Records for the exercise
________________________
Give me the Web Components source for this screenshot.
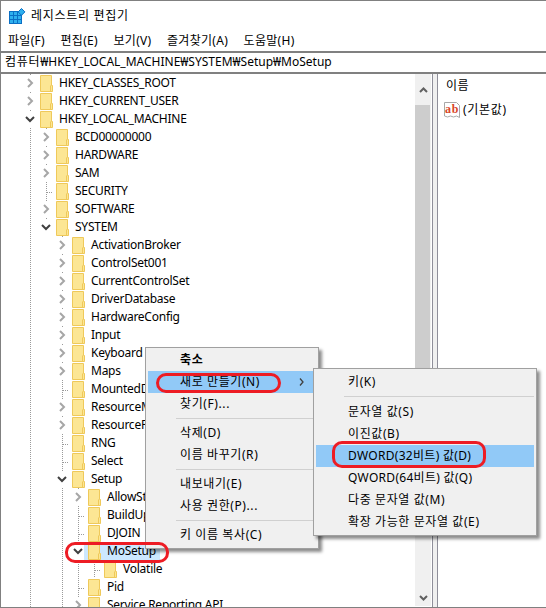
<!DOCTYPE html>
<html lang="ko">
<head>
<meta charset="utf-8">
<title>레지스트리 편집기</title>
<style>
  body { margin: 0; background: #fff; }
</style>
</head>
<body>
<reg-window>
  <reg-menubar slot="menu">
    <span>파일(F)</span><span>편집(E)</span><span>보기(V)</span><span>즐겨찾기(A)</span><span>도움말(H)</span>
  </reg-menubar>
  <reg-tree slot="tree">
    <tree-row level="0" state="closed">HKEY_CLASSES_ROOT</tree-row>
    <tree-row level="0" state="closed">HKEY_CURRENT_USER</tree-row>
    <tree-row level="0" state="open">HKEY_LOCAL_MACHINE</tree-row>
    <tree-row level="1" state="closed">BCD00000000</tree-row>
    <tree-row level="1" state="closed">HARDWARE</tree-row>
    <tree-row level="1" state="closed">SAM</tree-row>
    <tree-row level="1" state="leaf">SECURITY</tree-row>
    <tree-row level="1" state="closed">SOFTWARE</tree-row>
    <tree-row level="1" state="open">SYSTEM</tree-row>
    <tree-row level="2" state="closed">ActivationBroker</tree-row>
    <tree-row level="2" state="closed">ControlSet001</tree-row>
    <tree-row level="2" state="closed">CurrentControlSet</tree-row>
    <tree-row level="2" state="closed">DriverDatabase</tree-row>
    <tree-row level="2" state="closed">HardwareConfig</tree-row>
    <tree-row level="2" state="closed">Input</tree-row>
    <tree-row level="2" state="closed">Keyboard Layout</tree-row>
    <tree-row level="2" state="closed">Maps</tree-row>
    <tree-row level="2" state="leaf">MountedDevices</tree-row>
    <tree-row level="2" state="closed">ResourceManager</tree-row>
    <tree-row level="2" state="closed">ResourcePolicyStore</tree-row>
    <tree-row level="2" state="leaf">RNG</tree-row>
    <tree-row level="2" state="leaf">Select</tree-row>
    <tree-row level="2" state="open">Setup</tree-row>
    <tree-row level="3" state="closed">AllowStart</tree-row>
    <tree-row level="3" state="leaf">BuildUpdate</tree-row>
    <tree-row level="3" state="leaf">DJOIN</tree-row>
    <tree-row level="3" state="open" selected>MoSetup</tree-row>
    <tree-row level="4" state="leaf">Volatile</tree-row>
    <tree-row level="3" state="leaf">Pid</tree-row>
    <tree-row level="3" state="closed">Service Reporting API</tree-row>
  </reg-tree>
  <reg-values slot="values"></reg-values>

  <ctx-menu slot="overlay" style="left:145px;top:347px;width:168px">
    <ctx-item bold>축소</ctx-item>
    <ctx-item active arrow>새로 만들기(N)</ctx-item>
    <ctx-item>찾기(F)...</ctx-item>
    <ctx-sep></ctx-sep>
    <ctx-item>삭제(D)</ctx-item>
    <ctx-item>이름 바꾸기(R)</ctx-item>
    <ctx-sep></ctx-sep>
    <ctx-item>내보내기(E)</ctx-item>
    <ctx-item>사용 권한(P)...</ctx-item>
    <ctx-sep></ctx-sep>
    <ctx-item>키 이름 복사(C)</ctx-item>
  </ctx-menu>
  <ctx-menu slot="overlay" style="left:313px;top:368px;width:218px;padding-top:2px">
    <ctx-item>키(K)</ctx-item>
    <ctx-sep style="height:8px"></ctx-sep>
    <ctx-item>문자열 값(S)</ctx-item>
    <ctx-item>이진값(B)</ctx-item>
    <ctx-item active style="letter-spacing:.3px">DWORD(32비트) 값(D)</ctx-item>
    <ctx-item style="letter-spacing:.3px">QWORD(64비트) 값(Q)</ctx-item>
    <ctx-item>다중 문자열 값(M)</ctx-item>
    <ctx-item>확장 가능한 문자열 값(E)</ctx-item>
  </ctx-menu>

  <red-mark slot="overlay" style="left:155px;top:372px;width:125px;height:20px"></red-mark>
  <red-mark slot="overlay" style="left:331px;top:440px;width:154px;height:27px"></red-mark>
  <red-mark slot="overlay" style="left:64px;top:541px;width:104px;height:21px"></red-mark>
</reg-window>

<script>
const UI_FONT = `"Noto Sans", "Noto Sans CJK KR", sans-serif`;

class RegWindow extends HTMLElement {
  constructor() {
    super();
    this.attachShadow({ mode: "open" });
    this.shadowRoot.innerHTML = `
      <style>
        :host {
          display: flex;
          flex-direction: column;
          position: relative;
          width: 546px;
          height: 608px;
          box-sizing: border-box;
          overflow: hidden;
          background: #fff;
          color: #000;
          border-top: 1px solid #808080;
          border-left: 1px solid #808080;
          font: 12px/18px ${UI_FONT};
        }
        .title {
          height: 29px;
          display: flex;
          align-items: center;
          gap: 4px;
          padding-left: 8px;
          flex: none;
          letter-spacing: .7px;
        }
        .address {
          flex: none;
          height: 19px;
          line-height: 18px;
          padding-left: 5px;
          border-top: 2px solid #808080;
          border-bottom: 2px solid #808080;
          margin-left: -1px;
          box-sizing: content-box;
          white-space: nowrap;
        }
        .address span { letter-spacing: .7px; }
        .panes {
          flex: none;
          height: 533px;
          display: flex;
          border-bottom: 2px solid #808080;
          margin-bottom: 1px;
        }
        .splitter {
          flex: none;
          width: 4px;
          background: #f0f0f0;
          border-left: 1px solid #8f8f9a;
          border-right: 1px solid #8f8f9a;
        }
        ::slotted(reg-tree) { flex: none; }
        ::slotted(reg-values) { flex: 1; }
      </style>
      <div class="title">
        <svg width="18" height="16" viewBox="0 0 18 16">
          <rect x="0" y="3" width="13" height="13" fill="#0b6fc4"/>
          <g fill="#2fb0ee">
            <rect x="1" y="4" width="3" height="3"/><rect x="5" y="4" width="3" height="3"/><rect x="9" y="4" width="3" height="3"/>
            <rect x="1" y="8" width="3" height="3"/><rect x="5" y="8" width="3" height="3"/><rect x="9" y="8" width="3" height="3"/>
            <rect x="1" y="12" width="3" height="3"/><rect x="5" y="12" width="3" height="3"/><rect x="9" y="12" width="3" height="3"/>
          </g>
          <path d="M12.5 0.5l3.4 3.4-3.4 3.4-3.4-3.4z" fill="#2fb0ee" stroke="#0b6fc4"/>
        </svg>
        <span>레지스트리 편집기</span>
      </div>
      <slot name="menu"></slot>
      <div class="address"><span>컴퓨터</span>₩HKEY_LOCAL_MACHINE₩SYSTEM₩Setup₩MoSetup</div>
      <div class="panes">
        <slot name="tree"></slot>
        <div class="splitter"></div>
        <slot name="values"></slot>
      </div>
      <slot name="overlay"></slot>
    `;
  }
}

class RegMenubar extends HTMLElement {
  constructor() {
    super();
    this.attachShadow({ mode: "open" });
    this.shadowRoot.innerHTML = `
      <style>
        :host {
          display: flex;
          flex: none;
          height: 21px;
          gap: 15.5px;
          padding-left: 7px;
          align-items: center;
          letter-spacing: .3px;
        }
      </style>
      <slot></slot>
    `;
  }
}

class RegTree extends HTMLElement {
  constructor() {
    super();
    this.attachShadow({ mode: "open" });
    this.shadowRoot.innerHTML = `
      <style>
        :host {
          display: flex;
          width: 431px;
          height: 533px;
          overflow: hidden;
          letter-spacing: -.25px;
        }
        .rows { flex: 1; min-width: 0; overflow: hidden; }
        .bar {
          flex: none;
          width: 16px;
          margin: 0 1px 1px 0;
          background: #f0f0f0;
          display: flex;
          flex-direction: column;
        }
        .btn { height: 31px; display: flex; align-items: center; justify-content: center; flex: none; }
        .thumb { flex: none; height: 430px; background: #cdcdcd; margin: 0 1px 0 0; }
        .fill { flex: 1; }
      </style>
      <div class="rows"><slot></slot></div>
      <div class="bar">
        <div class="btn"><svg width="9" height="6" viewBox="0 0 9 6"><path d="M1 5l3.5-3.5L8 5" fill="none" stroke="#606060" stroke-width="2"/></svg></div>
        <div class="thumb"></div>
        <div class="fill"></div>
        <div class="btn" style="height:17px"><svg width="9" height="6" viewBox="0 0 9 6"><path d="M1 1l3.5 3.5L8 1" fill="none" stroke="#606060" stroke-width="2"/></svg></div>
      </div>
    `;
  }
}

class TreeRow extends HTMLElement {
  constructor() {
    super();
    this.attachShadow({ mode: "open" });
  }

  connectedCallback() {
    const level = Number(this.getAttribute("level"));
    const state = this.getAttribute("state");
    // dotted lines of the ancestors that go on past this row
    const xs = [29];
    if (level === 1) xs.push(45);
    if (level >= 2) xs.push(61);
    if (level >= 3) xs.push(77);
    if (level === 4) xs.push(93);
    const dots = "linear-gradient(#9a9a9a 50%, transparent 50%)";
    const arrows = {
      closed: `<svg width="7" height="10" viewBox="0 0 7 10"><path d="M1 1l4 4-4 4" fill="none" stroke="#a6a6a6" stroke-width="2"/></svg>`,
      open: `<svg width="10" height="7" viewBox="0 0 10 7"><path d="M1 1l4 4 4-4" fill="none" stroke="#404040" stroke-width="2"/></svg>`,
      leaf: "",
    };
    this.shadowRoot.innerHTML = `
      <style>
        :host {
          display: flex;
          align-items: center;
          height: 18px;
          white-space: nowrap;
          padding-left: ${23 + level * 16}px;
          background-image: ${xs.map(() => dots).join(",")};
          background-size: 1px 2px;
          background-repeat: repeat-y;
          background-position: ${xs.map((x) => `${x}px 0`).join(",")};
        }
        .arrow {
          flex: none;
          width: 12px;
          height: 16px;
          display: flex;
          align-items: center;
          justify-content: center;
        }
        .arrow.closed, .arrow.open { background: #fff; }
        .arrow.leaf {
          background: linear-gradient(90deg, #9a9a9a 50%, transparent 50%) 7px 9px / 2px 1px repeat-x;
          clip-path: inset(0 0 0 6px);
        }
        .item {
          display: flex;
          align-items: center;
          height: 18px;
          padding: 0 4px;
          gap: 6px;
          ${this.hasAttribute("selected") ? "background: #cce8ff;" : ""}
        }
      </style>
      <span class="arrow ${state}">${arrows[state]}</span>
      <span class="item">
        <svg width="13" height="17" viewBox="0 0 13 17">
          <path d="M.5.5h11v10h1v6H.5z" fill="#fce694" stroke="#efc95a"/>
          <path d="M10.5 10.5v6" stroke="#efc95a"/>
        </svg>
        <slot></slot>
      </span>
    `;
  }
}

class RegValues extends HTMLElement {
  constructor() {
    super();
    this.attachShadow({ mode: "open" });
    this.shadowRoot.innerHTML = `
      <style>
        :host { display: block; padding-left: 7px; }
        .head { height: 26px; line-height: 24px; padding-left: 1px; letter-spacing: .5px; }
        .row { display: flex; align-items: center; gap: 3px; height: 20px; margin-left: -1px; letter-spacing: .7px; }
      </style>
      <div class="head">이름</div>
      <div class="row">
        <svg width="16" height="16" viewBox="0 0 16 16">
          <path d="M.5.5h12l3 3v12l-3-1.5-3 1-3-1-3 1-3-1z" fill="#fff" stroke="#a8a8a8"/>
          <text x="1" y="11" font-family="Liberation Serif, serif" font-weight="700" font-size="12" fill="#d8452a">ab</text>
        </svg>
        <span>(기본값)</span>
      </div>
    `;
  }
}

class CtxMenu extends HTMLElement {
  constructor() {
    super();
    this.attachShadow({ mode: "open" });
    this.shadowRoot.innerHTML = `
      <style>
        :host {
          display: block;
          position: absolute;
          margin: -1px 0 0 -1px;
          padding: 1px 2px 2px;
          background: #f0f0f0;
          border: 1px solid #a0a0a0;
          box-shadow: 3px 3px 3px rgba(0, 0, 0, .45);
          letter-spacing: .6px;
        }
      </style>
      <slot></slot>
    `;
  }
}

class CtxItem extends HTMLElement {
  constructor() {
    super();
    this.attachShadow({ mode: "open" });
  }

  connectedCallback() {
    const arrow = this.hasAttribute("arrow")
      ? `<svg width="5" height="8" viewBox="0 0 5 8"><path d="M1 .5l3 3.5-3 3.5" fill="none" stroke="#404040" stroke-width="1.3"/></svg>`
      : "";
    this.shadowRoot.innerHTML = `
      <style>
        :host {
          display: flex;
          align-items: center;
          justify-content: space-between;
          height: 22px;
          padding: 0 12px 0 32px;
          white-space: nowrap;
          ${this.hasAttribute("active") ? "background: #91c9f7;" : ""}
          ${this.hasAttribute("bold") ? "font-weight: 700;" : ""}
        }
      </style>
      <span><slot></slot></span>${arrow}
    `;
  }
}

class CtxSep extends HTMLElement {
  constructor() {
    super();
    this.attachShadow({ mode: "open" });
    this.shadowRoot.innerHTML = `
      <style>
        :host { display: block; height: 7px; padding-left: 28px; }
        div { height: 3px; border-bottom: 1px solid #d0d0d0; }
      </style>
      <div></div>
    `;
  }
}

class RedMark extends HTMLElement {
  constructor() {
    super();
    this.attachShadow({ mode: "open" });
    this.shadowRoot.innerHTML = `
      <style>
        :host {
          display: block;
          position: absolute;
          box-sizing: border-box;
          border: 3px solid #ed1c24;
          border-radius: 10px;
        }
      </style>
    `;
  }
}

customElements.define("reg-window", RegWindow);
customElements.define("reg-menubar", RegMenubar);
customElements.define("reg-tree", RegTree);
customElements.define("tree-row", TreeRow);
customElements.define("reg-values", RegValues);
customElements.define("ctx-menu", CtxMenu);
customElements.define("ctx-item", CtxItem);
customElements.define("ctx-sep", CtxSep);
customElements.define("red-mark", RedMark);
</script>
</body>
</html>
________________________
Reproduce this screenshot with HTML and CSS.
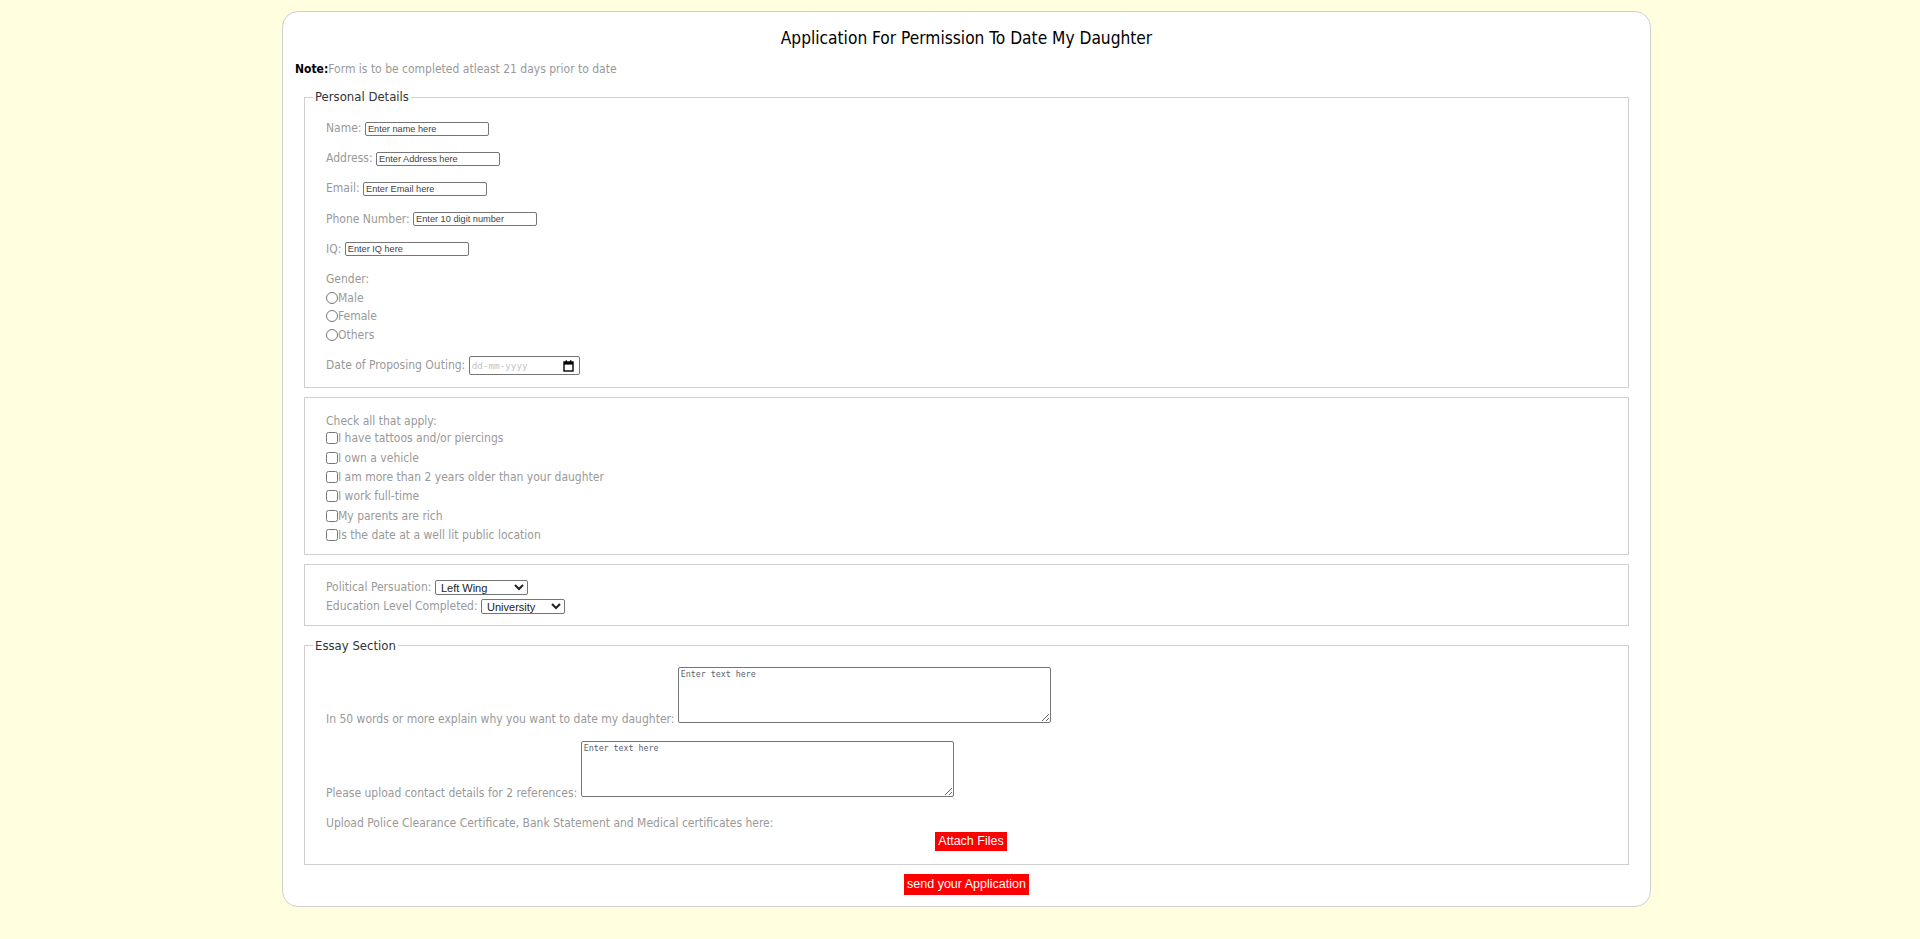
________________________
Set problem
Copy all lines of the material above where the string "screenshot" occurs.

Answer to this task
Give me the Web Components source for this screenshot.
Reproduce this screenshot with HTML and CSS.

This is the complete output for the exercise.